The shakeout in online travel continues. Expedia (EXPE) turned heads last week after announcing a $1.34 billion deal to acquire smaller rival Orbtiz Worldwide(OWW).
Orbitz had been an industry laggard for years, consistently posting annual losses since going public at $15 in 2007. Orbitz finally turned the corner with a profitable showing in 2013, building on that with an even stronger performance in 2014. The stock that had spent most of its publicly traded life waffling in the single digits — and never trading above its $15 initial price tag — seemed as though it was about to finally pay off, but that’s when Expedia stepped in to take it out at just $12 a share.
It’s not a bad deal for Orbitz investors who bought in at nearly half that price a year ago, but the market won’t view the once-promising travel booking website as a Wall Street success. It was a long and bumpy flight from $15 to $12 in eight years.
Enjoy Your Trip Around the World
Orbitz is just the latest item checked off Expedia’s massive shopping list. Last month it bought Travelocity in a modest $280 million deal. Last summer it acquired Australia’s Wotif in a $658 million deal as well as European car rental specialist Auto Escape.
Regulators still have to approve the Orbitz deal, but they haven’t flinched before. Once the purchase is finalized, it will result in just two companies controlling the most relevant travel websites in most of the world. If Expedia isn’t sweeping you off your feet, there’s a good chance that Priceline (PCLN) beat you to it.
Priceline made the biggest splash two years ago when it completed the $1.8 billion purchase of fare aggregator Kayak. It was also shrewd enough to gobble up the Amsterdam-based parent of Booking.com in 2005. That was a defining deal for Priceline, and these days we see it generating more bookings in Europe than it does with its namesake travel site that provides stateside travelers with the ability to name their own price.
Many Brands in Their Portfolio
Expedia and Priceline have basically lined up as team captains, picking out players for their squads. Team Expedia’s portfolio now includes Hotels.com, CheapTickets.com, HotWire, Travelocity and eventually Orbtiz. Team Priceline has enlisted Kayak, Booking.com and Rentalcars.com.
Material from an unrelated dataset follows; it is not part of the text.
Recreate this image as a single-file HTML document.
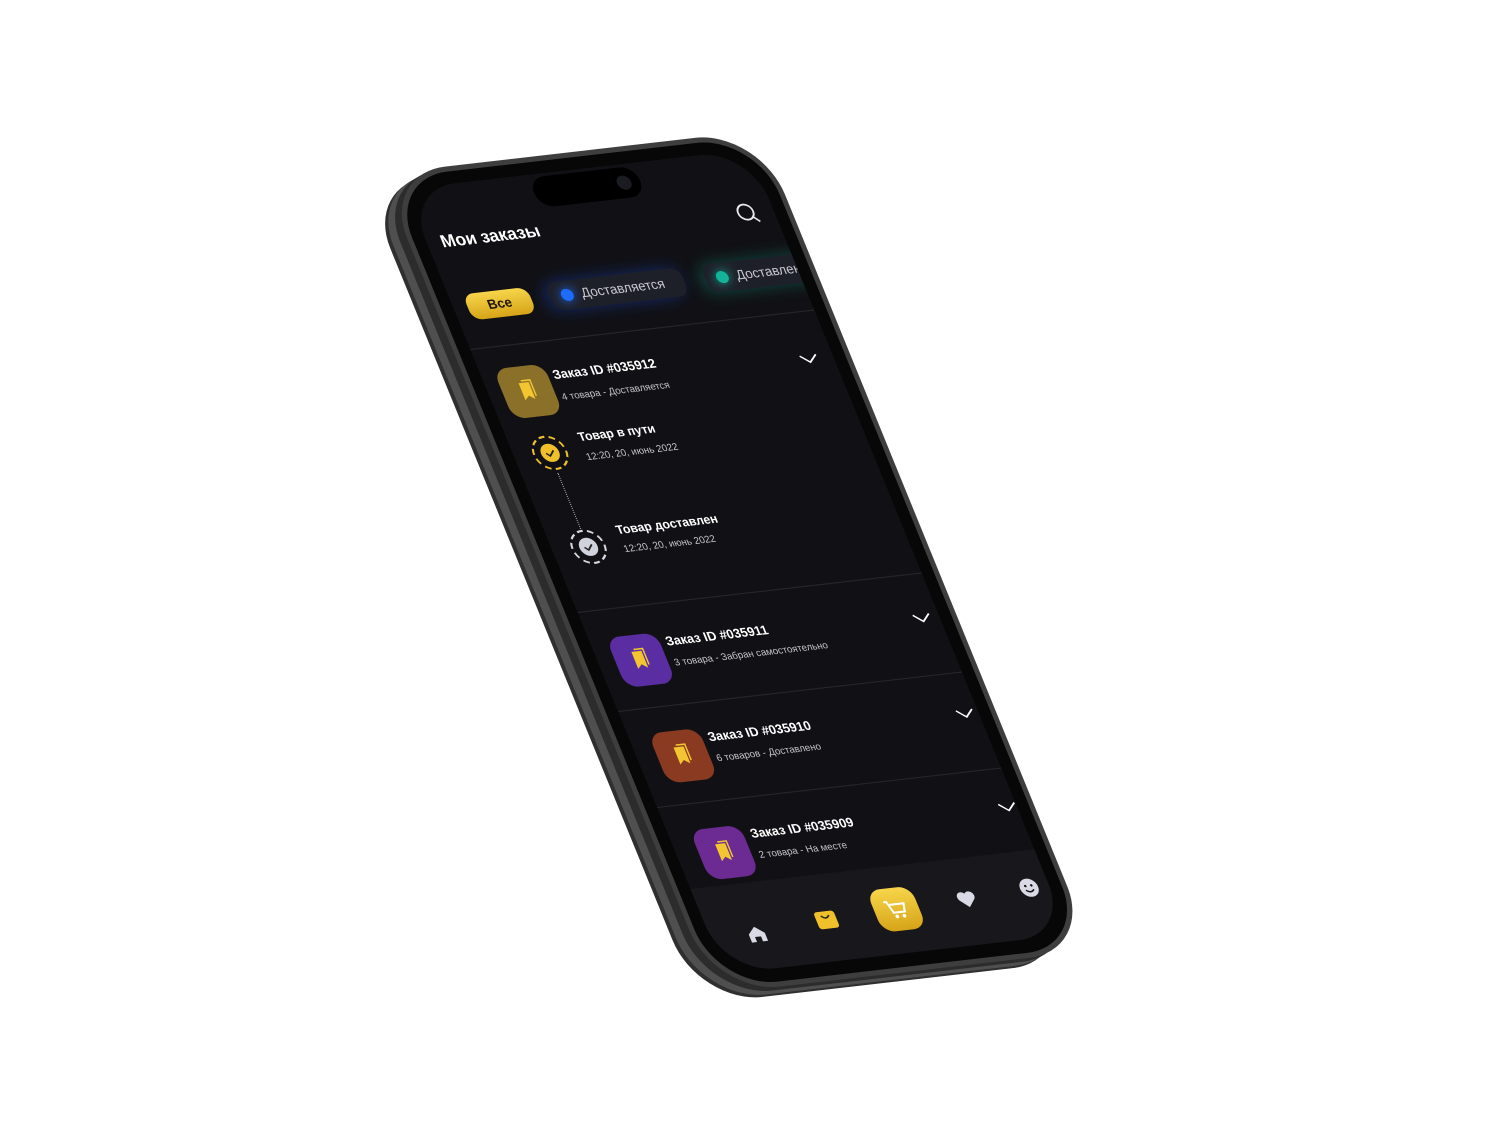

The market has rewarded the serial acquirers. Shares of Priceline and Expedia have soared 136 percent and 217 percent, respectively, since the end of 2011. In other words, it’s not just travelers that have been taking off through the two dot-com giants.
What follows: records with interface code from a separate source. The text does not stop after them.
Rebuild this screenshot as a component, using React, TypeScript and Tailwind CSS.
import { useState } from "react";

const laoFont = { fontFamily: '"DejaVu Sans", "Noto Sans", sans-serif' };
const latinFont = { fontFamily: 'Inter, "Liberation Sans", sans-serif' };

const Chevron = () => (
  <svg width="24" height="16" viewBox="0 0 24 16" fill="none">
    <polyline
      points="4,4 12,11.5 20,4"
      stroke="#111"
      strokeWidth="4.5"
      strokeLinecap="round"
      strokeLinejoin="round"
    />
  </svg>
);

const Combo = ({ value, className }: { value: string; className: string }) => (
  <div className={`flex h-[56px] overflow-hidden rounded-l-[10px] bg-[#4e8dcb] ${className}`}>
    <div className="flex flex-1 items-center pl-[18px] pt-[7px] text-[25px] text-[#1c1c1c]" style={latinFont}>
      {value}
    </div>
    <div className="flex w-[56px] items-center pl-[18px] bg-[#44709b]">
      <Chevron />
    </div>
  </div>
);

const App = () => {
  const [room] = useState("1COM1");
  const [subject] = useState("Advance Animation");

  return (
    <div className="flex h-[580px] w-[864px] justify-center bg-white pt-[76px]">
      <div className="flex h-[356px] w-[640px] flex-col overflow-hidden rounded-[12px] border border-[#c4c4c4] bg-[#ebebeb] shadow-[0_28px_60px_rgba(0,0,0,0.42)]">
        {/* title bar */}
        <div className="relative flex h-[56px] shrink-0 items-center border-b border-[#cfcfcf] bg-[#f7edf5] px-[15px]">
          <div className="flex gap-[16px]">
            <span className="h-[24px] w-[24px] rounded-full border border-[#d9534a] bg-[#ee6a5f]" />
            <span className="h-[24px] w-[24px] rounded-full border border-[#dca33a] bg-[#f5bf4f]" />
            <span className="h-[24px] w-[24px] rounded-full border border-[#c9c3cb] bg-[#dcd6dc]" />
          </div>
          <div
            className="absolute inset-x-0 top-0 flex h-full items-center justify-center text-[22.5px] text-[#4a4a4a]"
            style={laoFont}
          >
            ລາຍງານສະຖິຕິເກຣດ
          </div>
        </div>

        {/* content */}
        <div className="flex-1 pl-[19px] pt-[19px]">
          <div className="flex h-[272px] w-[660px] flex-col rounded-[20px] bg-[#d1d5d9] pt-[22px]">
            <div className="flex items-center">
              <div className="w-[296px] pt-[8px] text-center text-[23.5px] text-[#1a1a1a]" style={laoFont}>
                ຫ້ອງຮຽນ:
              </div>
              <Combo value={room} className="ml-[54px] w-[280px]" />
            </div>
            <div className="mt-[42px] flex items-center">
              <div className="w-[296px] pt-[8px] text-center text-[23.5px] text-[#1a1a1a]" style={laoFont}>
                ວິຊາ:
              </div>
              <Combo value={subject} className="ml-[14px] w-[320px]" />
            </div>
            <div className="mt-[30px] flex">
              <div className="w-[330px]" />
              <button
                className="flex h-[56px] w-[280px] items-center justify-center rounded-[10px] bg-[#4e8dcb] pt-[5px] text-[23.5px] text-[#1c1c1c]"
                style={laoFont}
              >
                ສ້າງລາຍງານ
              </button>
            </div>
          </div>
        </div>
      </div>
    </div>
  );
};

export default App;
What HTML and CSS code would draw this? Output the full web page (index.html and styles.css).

The fear a decade ago was that travel websites would make traditional travel agencies obsolete. Now the reality is that just two Internet companies are cornering the market. Priceline and Expedia combine for a market cap of more than $70 billion these days. Wall Street sees the two companies topping $16 billion in revenue this year.
All of this power consolidated in two companies may not be in the best interest of consumers who prefer to shop around before booking travel plans, but the market’s rewarding Expedia and Priceline for their rival-swallowing ways.